Luisa lay still. Maybe. Maybe she does.
Anna Niescu, on the other hand. Luisa wished she could believe the girl knew what was coming. The birth was one thing – and Luisa found herself squeezing her eyes shut in the dark in an effort not to remember any detail of how that felt – getting that baby out safely was one thing. Dealing with whatever was waiting out there for her to learn about her beloved fiancé was another.
The three of them had sat there under the light as it grew dark outside, Sandro’s scrawled pages of notes between them, shuffled around the table like cards. Each of them thinking silently about Anna, whose fate they were deciding, moving slowly around the old-fashioned kitchen of the Loggiata, trying to get comfortable in her narrow bed.
By nine they still hadn’t eaten anything, so Luisa had sorted out a plate of good market ham, some bread turning hard in the heat, a
jar of pickled vegetables, even though no one had asked for food. Sandro had doggedly forked his way through a plateful, only pausing to ask, halfway through, ‘Did they have figs at the market? The black ones?’ Luisa had said she’d get him some tomorrow in her lunch break; they’d eaten those figs when they went away on their honeymoon, and August always reminded him of them. A short season, a week or so, a short life – twelve hours, barely enough to get them to the market before they dissolved into their own juices.
Giuli had only picked at the food, but Luisa had said nothing.
Sandro had set it out for them while they listened in silence, both their hearts sinking, Luisa could tell by looking at Giuli’s face. Anna’s fiancé Josef was not a bank manager, of course he wasn’t.

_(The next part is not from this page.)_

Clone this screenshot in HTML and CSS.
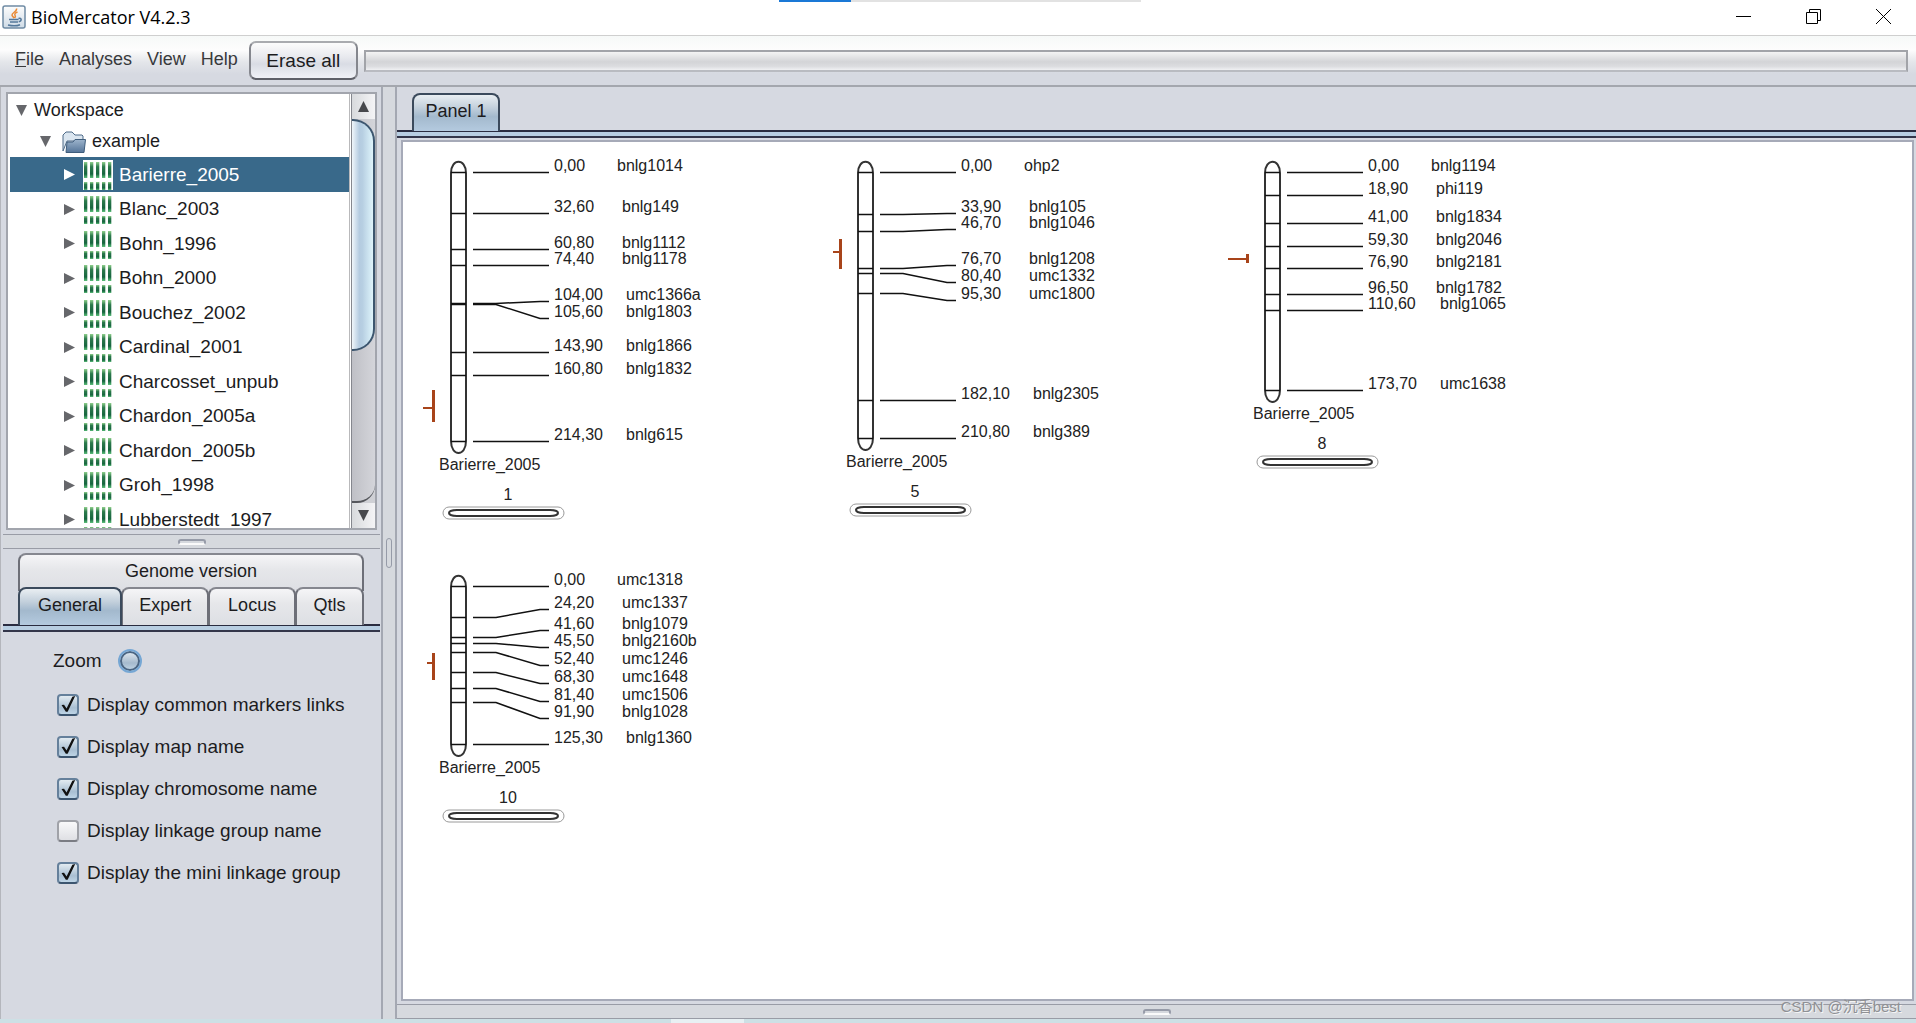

‘We know his name now,’ he’d said.
Anna’s beloved was Josef Cynaricz, a Roma who’d started life in southern Poland and passed through a transit camp outside Ostia three years ago, a gypsy boy whose DNA the police had on file. No one’s idea of the perfect son-in-law. Someone was keeping him quiet with the loan – or promise – of the apartment at Firenze Sud. What was he keeping quiet about?
‘Not for any good reason,’ Sandro had said, frowning. ‘The DNA. There was no evidence of criminal activity, none.’
She’d never known him take issue before, seriously take issue, with some of the sleight of hand carried out by what he’d always thought of as his force, the Polizia dello Stato, one to which, despite the fact it had forced him into early retirement, he had always remained fiercely loyal.
Now, it seemed, his loyalties were beginning to shift.
‘I don’t think she’s stupid,’ Sandro had said stubbornly. ‘He might be a traveller but nothing she’s said about him makes him sound like some fly-by-night, love ‘em and leave ‘em type.’ He had slapped a hand on the table, surprisingly loud. ‘He’d be long gone if he was. He stuck around till the eighth month, for God’s sake. Why go now?’